[Excerpt from a dataset]

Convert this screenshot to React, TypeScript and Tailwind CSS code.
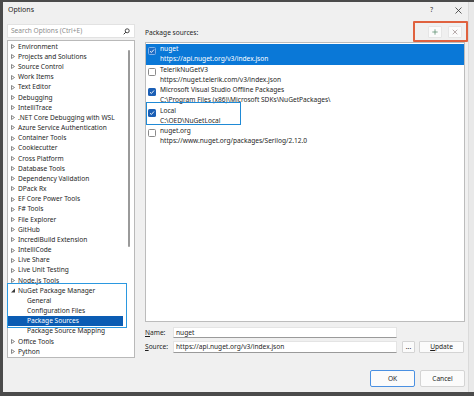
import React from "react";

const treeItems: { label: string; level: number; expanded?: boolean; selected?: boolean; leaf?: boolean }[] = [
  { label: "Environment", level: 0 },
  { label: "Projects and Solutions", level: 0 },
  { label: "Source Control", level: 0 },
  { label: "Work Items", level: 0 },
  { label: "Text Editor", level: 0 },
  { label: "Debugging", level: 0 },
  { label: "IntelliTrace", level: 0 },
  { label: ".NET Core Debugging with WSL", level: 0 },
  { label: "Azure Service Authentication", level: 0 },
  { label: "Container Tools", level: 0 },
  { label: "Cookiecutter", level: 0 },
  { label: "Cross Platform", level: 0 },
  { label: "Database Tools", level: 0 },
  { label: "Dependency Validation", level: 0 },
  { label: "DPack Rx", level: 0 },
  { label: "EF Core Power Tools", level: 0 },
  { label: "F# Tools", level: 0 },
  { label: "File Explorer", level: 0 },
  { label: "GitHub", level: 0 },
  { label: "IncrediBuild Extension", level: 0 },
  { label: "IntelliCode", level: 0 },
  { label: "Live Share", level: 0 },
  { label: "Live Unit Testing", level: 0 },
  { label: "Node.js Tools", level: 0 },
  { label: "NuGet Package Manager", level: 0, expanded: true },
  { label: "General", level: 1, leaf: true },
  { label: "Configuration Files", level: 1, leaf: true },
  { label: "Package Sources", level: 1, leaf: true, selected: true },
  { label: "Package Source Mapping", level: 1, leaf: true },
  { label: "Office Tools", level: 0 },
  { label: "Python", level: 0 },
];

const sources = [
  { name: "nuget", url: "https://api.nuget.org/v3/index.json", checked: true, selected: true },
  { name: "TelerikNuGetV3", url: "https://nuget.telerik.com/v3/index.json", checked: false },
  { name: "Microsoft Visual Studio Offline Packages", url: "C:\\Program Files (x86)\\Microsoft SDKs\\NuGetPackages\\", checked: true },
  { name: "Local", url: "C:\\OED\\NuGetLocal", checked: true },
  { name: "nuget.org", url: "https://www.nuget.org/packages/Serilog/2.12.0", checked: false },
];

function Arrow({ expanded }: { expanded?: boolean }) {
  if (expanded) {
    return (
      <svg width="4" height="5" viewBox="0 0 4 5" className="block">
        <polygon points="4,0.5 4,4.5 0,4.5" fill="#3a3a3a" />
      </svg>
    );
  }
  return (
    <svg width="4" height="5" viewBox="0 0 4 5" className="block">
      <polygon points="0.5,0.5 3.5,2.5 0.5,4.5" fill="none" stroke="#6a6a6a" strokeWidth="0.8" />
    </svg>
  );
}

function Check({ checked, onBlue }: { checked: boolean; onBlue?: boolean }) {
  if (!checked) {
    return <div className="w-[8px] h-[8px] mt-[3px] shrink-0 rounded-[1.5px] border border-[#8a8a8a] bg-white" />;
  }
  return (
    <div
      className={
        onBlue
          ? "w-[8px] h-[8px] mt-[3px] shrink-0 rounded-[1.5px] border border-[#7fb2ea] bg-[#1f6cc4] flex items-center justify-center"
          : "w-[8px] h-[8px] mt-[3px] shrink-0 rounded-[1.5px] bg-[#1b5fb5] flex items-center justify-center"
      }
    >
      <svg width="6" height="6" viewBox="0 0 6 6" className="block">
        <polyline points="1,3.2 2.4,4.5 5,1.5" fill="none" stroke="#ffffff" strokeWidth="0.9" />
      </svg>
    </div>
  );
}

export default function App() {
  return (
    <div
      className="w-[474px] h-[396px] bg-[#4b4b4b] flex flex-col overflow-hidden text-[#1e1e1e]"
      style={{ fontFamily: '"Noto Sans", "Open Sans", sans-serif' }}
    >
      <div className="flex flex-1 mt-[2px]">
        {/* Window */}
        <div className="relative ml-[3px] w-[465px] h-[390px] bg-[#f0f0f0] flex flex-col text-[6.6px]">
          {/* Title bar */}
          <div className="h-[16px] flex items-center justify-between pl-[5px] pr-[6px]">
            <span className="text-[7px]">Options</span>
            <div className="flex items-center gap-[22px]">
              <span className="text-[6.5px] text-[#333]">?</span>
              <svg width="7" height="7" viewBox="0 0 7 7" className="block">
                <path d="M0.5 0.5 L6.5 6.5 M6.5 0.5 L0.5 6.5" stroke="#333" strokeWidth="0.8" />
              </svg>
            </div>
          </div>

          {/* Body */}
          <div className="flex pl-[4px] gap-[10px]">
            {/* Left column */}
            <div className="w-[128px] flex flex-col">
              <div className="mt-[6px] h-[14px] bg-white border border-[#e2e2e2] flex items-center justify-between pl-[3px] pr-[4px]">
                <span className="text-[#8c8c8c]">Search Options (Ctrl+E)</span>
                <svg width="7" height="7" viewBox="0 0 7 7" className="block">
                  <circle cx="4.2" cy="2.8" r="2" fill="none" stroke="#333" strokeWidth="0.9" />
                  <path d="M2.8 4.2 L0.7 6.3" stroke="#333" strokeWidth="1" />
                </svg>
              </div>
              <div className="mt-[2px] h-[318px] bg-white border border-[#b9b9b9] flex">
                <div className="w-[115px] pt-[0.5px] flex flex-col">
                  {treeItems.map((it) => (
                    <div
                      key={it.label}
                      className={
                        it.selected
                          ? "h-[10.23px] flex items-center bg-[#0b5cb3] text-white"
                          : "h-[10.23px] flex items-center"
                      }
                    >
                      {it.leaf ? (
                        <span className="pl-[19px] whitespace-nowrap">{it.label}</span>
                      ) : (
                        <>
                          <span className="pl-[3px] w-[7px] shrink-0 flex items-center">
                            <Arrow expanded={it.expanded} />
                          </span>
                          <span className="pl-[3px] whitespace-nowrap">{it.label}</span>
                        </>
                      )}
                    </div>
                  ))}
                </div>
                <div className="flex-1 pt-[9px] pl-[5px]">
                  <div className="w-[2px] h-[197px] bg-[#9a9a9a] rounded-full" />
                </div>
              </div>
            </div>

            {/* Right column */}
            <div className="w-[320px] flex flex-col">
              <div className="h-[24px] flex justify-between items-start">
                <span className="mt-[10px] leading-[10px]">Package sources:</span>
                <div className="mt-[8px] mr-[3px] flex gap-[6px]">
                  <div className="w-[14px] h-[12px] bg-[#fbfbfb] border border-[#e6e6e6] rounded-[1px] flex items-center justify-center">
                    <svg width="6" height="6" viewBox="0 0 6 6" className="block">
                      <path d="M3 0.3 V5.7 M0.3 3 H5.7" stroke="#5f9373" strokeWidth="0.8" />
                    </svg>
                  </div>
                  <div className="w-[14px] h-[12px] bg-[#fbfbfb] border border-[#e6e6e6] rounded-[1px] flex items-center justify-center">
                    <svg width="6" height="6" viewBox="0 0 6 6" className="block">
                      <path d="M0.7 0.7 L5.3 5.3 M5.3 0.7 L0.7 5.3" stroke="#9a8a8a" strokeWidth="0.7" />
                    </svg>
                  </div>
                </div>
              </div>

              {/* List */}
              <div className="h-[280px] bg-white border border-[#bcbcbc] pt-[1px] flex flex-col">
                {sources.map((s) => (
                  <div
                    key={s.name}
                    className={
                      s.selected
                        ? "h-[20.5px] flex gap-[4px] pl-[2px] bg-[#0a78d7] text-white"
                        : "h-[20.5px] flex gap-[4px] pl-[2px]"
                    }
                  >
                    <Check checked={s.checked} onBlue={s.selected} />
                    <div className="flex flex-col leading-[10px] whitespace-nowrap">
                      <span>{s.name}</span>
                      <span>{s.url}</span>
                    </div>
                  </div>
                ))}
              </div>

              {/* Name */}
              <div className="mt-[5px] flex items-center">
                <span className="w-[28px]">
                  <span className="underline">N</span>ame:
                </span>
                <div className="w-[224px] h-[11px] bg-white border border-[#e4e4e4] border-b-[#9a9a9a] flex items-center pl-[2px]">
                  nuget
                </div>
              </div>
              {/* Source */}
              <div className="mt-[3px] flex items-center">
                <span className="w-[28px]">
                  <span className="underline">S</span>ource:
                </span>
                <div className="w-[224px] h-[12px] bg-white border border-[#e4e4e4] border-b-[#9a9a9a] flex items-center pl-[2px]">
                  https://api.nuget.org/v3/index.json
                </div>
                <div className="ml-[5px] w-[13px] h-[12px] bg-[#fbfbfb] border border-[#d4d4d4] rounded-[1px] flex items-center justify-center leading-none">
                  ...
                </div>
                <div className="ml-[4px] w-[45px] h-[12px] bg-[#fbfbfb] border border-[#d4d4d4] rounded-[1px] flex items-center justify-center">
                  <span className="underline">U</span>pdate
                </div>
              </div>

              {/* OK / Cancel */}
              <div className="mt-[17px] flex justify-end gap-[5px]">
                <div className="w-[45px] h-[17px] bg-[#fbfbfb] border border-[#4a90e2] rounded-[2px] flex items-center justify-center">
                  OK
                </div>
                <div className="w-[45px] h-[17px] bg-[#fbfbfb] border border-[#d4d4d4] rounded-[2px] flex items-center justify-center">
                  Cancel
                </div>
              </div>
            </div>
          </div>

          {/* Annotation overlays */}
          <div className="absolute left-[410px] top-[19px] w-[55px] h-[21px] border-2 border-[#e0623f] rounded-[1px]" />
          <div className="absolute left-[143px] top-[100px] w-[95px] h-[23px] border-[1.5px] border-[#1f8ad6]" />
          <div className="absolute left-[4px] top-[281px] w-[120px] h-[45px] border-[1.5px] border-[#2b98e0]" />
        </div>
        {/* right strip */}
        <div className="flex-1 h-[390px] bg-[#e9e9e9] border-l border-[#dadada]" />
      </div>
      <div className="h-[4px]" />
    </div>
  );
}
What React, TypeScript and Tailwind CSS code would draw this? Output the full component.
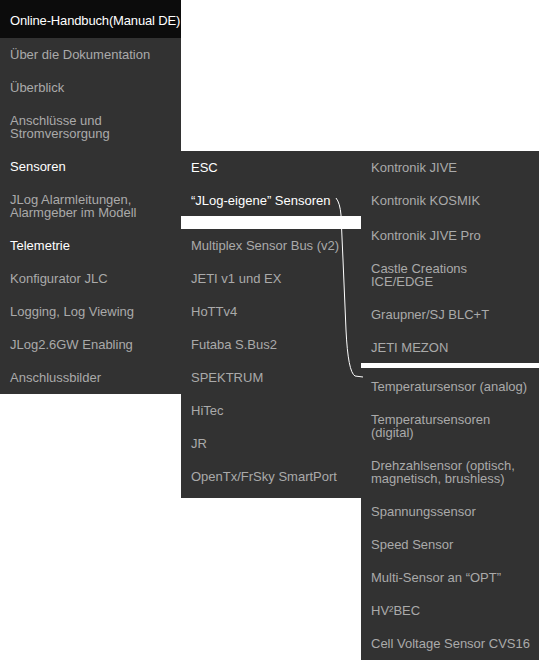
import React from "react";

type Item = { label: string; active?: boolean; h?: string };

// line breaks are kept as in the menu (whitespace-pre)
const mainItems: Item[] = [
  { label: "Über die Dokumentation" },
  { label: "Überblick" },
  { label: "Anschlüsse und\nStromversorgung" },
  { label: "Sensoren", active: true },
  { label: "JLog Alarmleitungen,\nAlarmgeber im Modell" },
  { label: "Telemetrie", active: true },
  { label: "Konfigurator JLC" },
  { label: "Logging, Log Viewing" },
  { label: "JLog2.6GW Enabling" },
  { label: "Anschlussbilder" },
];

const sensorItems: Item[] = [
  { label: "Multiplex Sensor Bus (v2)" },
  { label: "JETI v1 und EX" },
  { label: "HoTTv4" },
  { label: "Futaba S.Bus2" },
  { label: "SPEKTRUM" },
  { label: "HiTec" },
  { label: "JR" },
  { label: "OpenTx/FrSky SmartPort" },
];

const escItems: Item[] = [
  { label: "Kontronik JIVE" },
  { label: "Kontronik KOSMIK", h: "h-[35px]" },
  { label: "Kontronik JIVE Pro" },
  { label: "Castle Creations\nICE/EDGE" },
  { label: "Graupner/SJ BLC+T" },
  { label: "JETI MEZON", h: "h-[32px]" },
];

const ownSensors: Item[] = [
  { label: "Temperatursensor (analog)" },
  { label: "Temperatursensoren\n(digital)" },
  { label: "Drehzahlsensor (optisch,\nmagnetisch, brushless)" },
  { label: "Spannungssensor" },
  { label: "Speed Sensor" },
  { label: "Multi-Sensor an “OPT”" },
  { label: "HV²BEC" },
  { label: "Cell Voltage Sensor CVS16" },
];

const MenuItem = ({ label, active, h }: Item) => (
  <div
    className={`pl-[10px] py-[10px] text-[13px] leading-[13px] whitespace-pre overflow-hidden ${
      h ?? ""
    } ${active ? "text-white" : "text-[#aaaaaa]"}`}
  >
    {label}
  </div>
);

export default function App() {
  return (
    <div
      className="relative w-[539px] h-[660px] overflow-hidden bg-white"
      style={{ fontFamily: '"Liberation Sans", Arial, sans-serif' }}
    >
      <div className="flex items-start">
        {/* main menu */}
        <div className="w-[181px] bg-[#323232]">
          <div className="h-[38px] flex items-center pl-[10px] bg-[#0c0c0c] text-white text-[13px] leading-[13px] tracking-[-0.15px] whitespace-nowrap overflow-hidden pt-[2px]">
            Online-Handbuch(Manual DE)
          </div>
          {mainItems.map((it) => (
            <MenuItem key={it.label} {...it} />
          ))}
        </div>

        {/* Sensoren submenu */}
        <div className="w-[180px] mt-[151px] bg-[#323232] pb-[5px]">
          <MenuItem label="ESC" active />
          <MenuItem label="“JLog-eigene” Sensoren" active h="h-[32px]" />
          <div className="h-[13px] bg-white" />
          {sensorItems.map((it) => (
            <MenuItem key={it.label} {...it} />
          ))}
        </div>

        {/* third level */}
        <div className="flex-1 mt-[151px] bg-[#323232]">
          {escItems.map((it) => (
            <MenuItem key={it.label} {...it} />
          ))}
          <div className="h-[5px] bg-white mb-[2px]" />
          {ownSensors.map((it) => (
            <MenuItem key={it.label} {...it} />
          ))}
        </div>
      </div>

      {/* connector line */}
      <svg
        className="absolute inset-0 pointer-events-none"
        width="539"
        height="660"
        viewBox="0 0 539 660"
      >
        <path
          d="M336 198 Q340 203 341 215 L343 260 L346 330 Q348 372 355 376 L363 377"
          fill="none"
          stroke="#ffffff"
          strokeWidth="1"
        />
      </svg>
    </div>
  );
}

# [Work to be completed]
Count the lines above in which the word "TypeScript" appears, then state only that count.

# [Problem solution]
2